The Special Inspector General for Afghanistan Reconstruction (SIGAR) has documented the massive waste in a report submitted to U.S. lawmakers Monday.
The agency evaluated nearly $7.8 billion spent since 2008 to build, finance or subsidize schools, prisons, a hotel, hospitals, roads, bridges and Afghan military facilities.

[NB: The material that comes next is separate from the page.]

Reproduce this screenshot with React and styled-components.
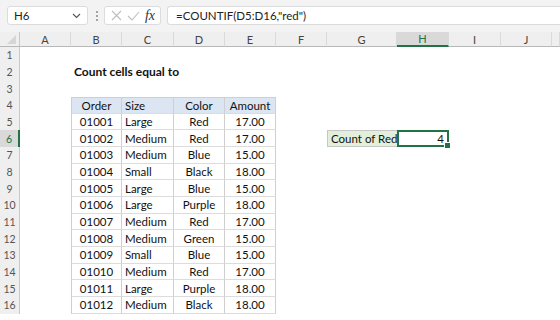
import React from "react";
import styled, { createGlobalStyle } from "styled-components";

const GlobalStyle = createGlobalStyle`
  html, body {
    margin: 0;
    padding: 0;
    background: #ffffff;
  }
  body {
    font-family: Lato, "Noto Sans", sans-serif;
  }
`;

const COLS = [51, 51, 52, 51, 51, 51, 70, 52, 52, 51];
const LETTERS = ["A", "B", "C", "D", "E", "F", "G", "H", "I", "J"];
const ROW_H = 16.67;

const orders = [
  ["01001", "Large", "Red", "17.00"],
  ["01002", "Medium", "Red", "17.00"],
  ["01003", "Medium", "Blue", "15.00"],
  ["01004", "Small", "Black", "18.00"],
  ["01005", "Large", "Blue", "15.00"],
  ["01006", "Large", "Purple", "18.00"],
  ["01007", "Medium", "Red", "17.00"],
  ["01008", "Medium", "Green", "15.00"],
  ["01009", "Small", "Blue", "15.00"],
  ["01010", "Medium", "Red", "17.00"],
  ["01011", "Large", "Purple", "18.00"],
  ["01012", "Medium", "Black", "18.00"],
];

const Window = styled.div`
  width: 560px;
  height: 320px;
  overflow: hidden;
  background: #ffffff;
`;

const Toolbar = styled.div`
  height: 32px;
  box-sizing: border-box;
  background: #f3f3f3;
  display: flex;
  align-items: flex-start;
  padding: 6px 0 0 7px;
`;

const Box = styled.div`
  height: 19px;
  box-sizing: border-box;
  background: #ffffff;
  border: 1px solid #dcdcdc;
  border-radius: 3px;
  display: flex;
  align-items: center;
  font-size: 11.5px;
  color: #222;
`;

const NameBox = styled(Box)`
  width: 81px;
  padding: 0 6px;
  justify-content: space-between;
`;

const FxBox = styled(Box)`
  width: 57px;
  margin-left: 5px;
  padding: 0 5px 0 6px;
  justify-content: space-between;
`;

const FormulaBox = styled(Box)`
  flex: 1;
  margin-left: 6px;
  padding-left: 8px;
  border-right: none;
  border-radius: 3px 0 0 3px;
`;

const Fx = styled.span`
  font-family: "Liberation Serif", serif;
  font-style: italic;
  font-size: 14px;
  color: #333;
`;

const Grid = styled.div`
  display: grid;
  grid-template-columns: 20px ${COLS.map((w) => w + "px").join(" ")} 1fr;
  grid-template-rows: 15px repeat(16, ${ROW_H}px);
`;

const Corner = styled.div`
  background: #efefef;
  border-bottom: 1px solid #b8b8b8;
  border-right: 1px solid #c8c8c8;
  box-sizing: border-box;
  position: relative;
  &::after {
    content: "";
    position: absolute;
    right: 3px;
    bottom: 2px;
    border-style: solid;
    border-width: 0 0 9px 9px;
    border-color: transparent transparent #d6d6d6 transparent;
  }
`;

const ColHead = styled.div`
  background: ${(p) => (p.$active ? "#d9d9d9" : "#efefef")};
  color: ${(p) => (p.$active ? "#217346" : "#444")};
  border-bottom: ${(p) => (p.$active ? "2px solid #217346" : "1px solid #b8b8b8")};
  border-right: 1px solid #dadada;
  box-sizing: border-box;
  display: flex;
  align-items: center;
  justify-content: center;
  font-size: 11px;
`;

const RowHead = styled.div`
  background: ${(p) => (p.$active ? "#d9d9d9" : "#efefef")};
  color: ${(p) => (p.$active ? "#217346" : "#555")};
  border-right: ${(p) => (p.$active ? "2px solid #217346" : "1px solid #c8c8c8")};
  box-sizing: border-box;
  display: flex;
  align-items: center;
  justify-content: center;
  font-size: 10.5px;
`;

const Cell = styled.div`
  box-sizing: border-box;
  display: flex;
  align-items: center;
  justify-content: ${(p) => p.$align || "flex-start"};
  padding: 0 3px;
  font-size: 11.5px;
  color: #111;
  white-space: nowrap;
  position: relative;
`;

const Title = styled(Cell)`
  grid-column: span 3;
  font-weight: 700;
  font-size: 12px;
`;

const TableCell = styled(Cell)`
  background: ${(p) => (p.$head ? "#dce5f2" : "#ffffff")};
  border-right: 1px solid #cfcfcf;
  border-bottom: 1px solid #dcdcdc;
  border-left: ${(p) => (p.$first ? "1px solid #cfcfcf" : "none")};
  border-top: ${(p) => (p.$head ? "1px solid #cfcfcf" : "none")};
`;

const LabelCell = styled(Cell)`
  background: #e2efda;
  border: 1px solid #c6c6c6;
  border-right: none;
`;

const ActiveCell = styled(Cell)`
  border: 2px solid #217346;
  justify-content: flex-end;
  &::after {
    content: "";
    position: absolute;
    right: -4px;
    bottom: -4px;
    width: 5px;
    height: 5px;
    background: #217346;
    border: 1px solid #ffffff;
  }
`;

const Chevron = () => (
  <svg width="9" height="6" viewBox="0 0 9 6">
    <path d="M1 1 L4.5 4.5 L8 1" fill="none" stroke="#555" strokeWidth="1.1" />
  </svg>
);

const Dots = () => (
  <svg width="4" height="12" viewBox="0 0 4 12" style={{ marginLeft: 7, marginTop: 4 }}>
    <circle cx="2" cy="2" r="1" fill="#888" />
    <circle cx="2" cy="6" r="1" fill="#888" />
    <circle cx="2" cy="10" r="1" fill="#888" />
  </svg>
);

const Cross = () => (
  <svg width="11" height="11" viewBox="0 0 11 11">
    <path d="M1 1 L10 10 M10 1 L1 10" stroke="#bdbdbd" strokeWidth="1.1" />
  </svg>
);

const Check = () => (
  <svg width="13" height="10" viewBox="0 0 13 10">
    <path d="M1 5 L5 9 L12 1" fill="none" stroke="#bdbdbd" strokeWidth="1.1" />
  </svg>
);

function tableCells(row) {
  // rows 4..16 hold the table in columns B..E
  if (row === 4) {
    return [
      ["Order", "center"],
      ["Size", "flex-start"],
      ["Color", "center"],
      ["Amount", "center"],
    ].map(([t, a], i) => (
      <TableCell key={i} $head $first={i === 0} $align={a}>
        {t}
      </TableCell>
    ));
  }
  const d = orders[row - 5];
  const aligns = ["center", "flex-start", "center", "center"];
  return d.map((t, i) => (
    <TableCell key={i} $first={i === 0} $align={aligns[i]}>
      {t}
    </TableCell>
  ));
}

function renderRow(row) {
  const cells = [<RowHead key="h" $active={row === 6}>{row}</RowHead>];
  if (row === 2) {
    cells.push(<Cell key="a" />);
    cells.push(<Title key="b">Count cells equal to</Title>);
    for (let i = 0; i < 7; i++) cells.push(<Cell key={"e" + i} />);
    return cells;
  }
  if (row >= 4) {
    cells.push(<Cell key="a" />);
    cells.push(...tableCells(row));
    cells.push(<Cell key="f" />);
    if (row === 6) {
      cells.push(<LabelCell key="g">Count of Red</LabelCell>);
      cells.push(<ActiveCell key="h">4</ActiveCell>);
    } else {
      cells.push(<Cell key="g" />, <Cell key="h" />);
    }
    cells.push(<Cell key="i" />, <Cell key="j" />, <Cell key="k" />);
    return cells;
  }
  for (let i = 0; i < 11; i++) cells.push(<Cell key={"e" + i} />);
  return cells;
}

export default function App() {
  const rows = Array.from({ length: 16 }, (_, i) => i + 1);
  return (
    <>
      <GlobalStyle />
      <Window>
        <Toolbar>
          <NameBox>
            <span>H6</span>
            <Chevron />
          </NameBox>
          <Dots />
          <FxBox>
            <Cross />
            <Check />
            <Fx>fx</Fx>
          </FxBox>
          <FormulaBox>=COUNTIF(D5:D16,"red")</FormulaBox>
        </Toolbar>
        <Grid>
          <Corner />
          {LETTERS.map((l) => (
            <ColHead key={l} $active={l === "H"}>
              {l}
            </ColHead>
          ))}
          <ColHead />
          {rows.map((r) => renderRow(r))}
        </Grid>
      </Window>
    </>
  );
}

It identified the U.S. Department of Defense as the largest contributor at $6.5 billon.
SIGAR found that about $2.4 billion "in assets that were unused or abandoned had not been used for their intended purposes, had deteriorated, or were destroyed."

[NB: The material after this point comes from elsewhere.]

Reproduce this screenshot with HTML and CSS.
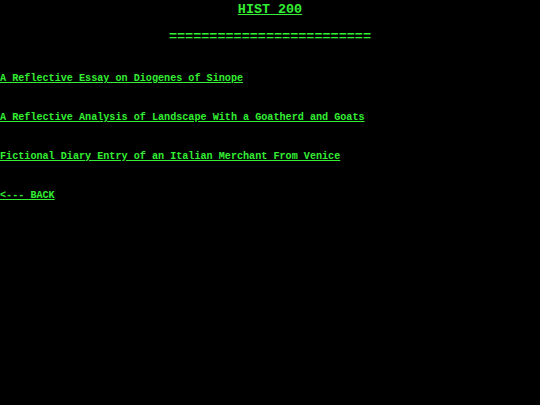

By contrast, the report said, more than $1.2 billion out of the $7.8 billion in U.S.-funded assets were being used as intended, and only $343.2 million worth of assets were "maintained in good condition."
FILE - Birds fly over the city of Kabul, Afghanistan, Jan. 31, 2021. In a report released March 1, 2021, the Special Inspector General for Afghanistan Reconstruction, known as SIGAR, documented massive waste on rebuilding projects in the country.

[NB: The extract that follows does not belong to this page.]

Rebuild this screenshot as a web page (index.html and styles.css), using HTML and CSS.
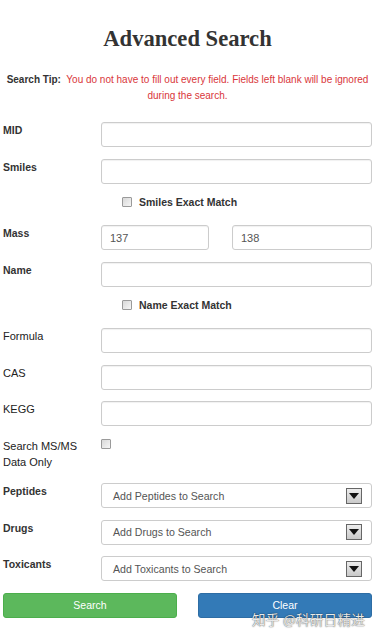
FILE: index.html
```html
<!DOCTYPE html>
<html>
<head>
<meta charset="utf-8">
<link rel="stylesheet" href="styles.css">
</head>
<body>
<div class="page">
  <h1 class="title">Advanced Search</h1>
  <p class="tip"><b>Search Tip:</b>&nbsp; <span class="tip-text">You do not have to fill out every field. Fields left blank will be ignored<br>during the search.</span></p>

  <form class="form">
    <div class="row">
      <label class="label">MID</label>
      <input class="field" type="text">
    </div>
    <div class="row">
      <label class="label">Smiles</label>
      <input class="field" type="text">
    </div>
    <div class="check-row">
      <span></span>
      <label class="check"><input class="cb" type="checkbox"><span>Smiles Exact Match</span></label>
    </div>
    <div class="row">
      <label class="label">Mass</label>
      <div class="pair">
        <input class="field" type="text" value="137">
        <input class="field" type="text" value="138">
      </div>
    </div>
    <div class="row">
      <label class="label">Name</label>
      <input class="field" type="text">
    </div>
    <div class="check-row">
      <span></span>
      <label class="check"><input class="cb" type="checkbox"><span>Name Exact Match</span></label>
    </div>
    <div class="row">
      <label class="label light">Formula</label>
      <input class="field" type="text">
    </div>
    <div class="row">
      <label class="label light">CAS</label>
      <input class="field" type="text">
    </div>
    <div class="row">
      <label class="label light">KEGG</label>
      <input class="field" type="text">
    </div>
    <div class="row ms-row">
      <label class="label light">Search MS/MS<br>Data Only</label>
      <div><input class="cb cb-ms" type="checkbox"></div>
    </div>
    <div class="row">
      <label class="label">Peptides</label>
      <div class="select"><span>Add Peptides to Search</span><span class="arrow"></span></div>
    </div>
    <div class="row">
      <label class="label">Drugs</label>
      <div class="select"><span>Add Drugs to Search</span><span class="arrow"></span></div>
    </div>
    <div class="row">
      <label class="label">Toxicants</label>
      <div class="select"><span>Add Toxicants to Search</span><span class="arrow"></span></div>
    </div>
    <div class="buttons">
      <button class="btn btn-search" type="button">Search</button>
      <button class="btn btn-clear" type="button">Clear</button>
    </div>
  </form>
  <div class="watermark">知乎&nbsp;@科研日精进</div>
</div>
</body>
</html>
```

FILE: styles.css
```css
html, body {
  margin: 0;
  padding: 0;
  background: #fff;
}
body {
  font-family: "Liberation Sans", Arial, sans-serif;
  color: #333;
  width: 373px;
  height: 639px;
  overflow: hidden;
}
.page {
  position: relative;
  padding: 0 1px 0 3px;
  height: 639px;
  box-sizing: border-box;
}
.title {
  margin: 0;
  padding-top: 26px;
  font-family: "Liberation Serif", "Times New Roman", serif;
  font-weight: bold;
  font-size: 22.6px;
  line-height: 26px;
  text-align: center;
  color: #333;
}
.tip {
  margin: 20px 0 0;
  font-size: 10px;
  line-height: 16px;
  text-align: center;
  color: #333;
}
.tip-text {
  color: #d9363a;
}
.form {
  margin-top: 18px;
}
.row {
  display: grid;
  grid-template-columns: 98px 1fr;
  margin-bottom: 11.5px;
}
.label {
  font-size: 10.5px;
  line-height: 16px;
  font-weight: bold;
  color: #333;
}
.label.light {
  font-weight: normal;
  color: #222;
  font-size: 11px;
}
.field {
  display: block;
  width: 100%;
  height: 25px;
  box-sizing: border-box;
  margin: 0;
  border: 1px solid #ccc;
  border-radius: 3px;
  padding: 0 8px;
  font-family: "Liberation Sans", Arial, sans-serif;
  font-size: 11px;
  color: #555;
  background: #fff;
  box-shadow: inset 0 1px 1px rgba(0,0,0,0.06);
  outline: none;
}
.pair {
  display: grid;
  grid-template-columns: 108px 1fr;
  column-gap: 23px;
}
.check-row {
  display: grid;
  grid-template-columns: 98px 1fr;
  height: 14px;
  margin-bottom: 16px;
}
.check {
  display: flex;
  align-items: center;
  gap: 7px;
  padding-left: 21px;
  font-size: 10.5px;
  font-weight: bold;
  color: #333;
}
.cb {
  appearance: none;
  -webkit-appearance: none;
  width: 10px;
  height: 10px;
  margin: 0;
  border: 1px solid #9a9a9a;
  border-radius: 1px;
  box-sizing: border-box;
  background: linear-gradient(135deg, #d8d8d8, #f6f6f6);
  flex: none;
}
.cb-ms {
  display: block;
  margin-top: 1px;
}
.ms-row {
  margin-top: 1.5px;
  margin-bottom: 13.5px;
}
.ms-row .label {
  height: 32px;
  line-height: 16px;
}
.select {
  height: 25px;
  box-sizing: border-box;
  border: 1px solid #ccc;
  border-radius: 3px;
  display: flex;
  align-items: center;
  justify-content: space-between;
  padding: 0 9px 0 11px;
  font-size: 10.6px;
  color: #555;
  background: #fff;
}
.arrow {
  position: relative;
  width: 16px;
  height: 16px;
  box-sizing: border-box;
  border: 1px solid #666;
  background: linear-gradient(#ececec, #c9c9c9);
}
.arrow::after {
  content: "";
  position: absolute;
  left: 2px;
  top: 4px;
  border-left: 5px solid transparent;
  border-right: 5px solid transparent;
  border-top: 6px solid #111;
}
.buttons {
  display: grid;
  grid-template-columns: 1fr 1fr;
  column-gap: 21px;
  margin-top: 3px;
}
.btn {
  height: 25px;
  border: 1px solid transparent;
  border-radius: 3px;
  font-family: "Liberation Sans", Arial, sans-serif;
  font-size: 10.5px;
  line-height: 14px;
  padding: 0 0 1px;
  color: #fff;
  margin: 0;
}
.btn-search {
  background: #5cb85c;
  border-color: #4cae4c;
}
.btn-clear {
  background: #337ab7;
  border-color: #2e6da4;
}
.watermark {
  position: absolute;
  left: 252px;
  top: 611px;
  font-family: "Noto Sans CJK SC", "Liberation Sans", sans-serif;
  font-size: 13.5px;
  line-height: 16px;
  color: #e9e9e9;
  text-shadow: 0 0 1px rgba(0,0,0,0.7), 0 0 2px rgba(0,0,0,0.3);
  letter-spacing: 0.3px;
}
```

The study quoted Special Inspector General John Sopko as saying they determined a pattern of U.S. agencies "pouring too much money, too quickly, into a country too small to absorb it."
In violation of multiple U.S. laws, many of the U.S.-funded facilities and assets were provided to the Afghan government even without asking them if they wanted or needed the buildings or if they had the technical ability to keep them running.
"The fact that so many capital assets wound up not used, deteriorated or abandoned should have been a major cause of concern for the agencies financing these projects," Sopko said.
As of last December 2020, Washington had appropriated about $143 billion for reconstruction and related activities in Afghanistan since 2002, according to SIGAR. The massive expenditure was intended to foster goodwill and jump-start development that U.S. officials hoped would help spur peace and stability in the conflict-torn country.
U.S. lawmakers created SIGAR in 2008 to identify waste, fraud and abuse in American taxpayer-funded projects in Afghanistan. The agency has since been producing quarterly reports, often exposing serious gaps in planning and contract execution.
SIGAR's latest findings come as President Joe Biden is reassessing a peace agreement that his predecessor, Donald Trump, signed with the Taliban insurgency a year ago to promote a negotiated settlement to the 19-year-old Afghan war.
The deal requires the remaining 2,500 U.S. troops to leave Afghanistan by May 1, 2021, to close what has been the longest-running U.S. war, costing Washington the lives of more than 2,400 soldiers and nearly $1 trillion.
SIGAR noted that the actual amount of waste "is almost certainly higher" because it has not inspected all U.S.-funded "capital asset projects" in Afghanistan.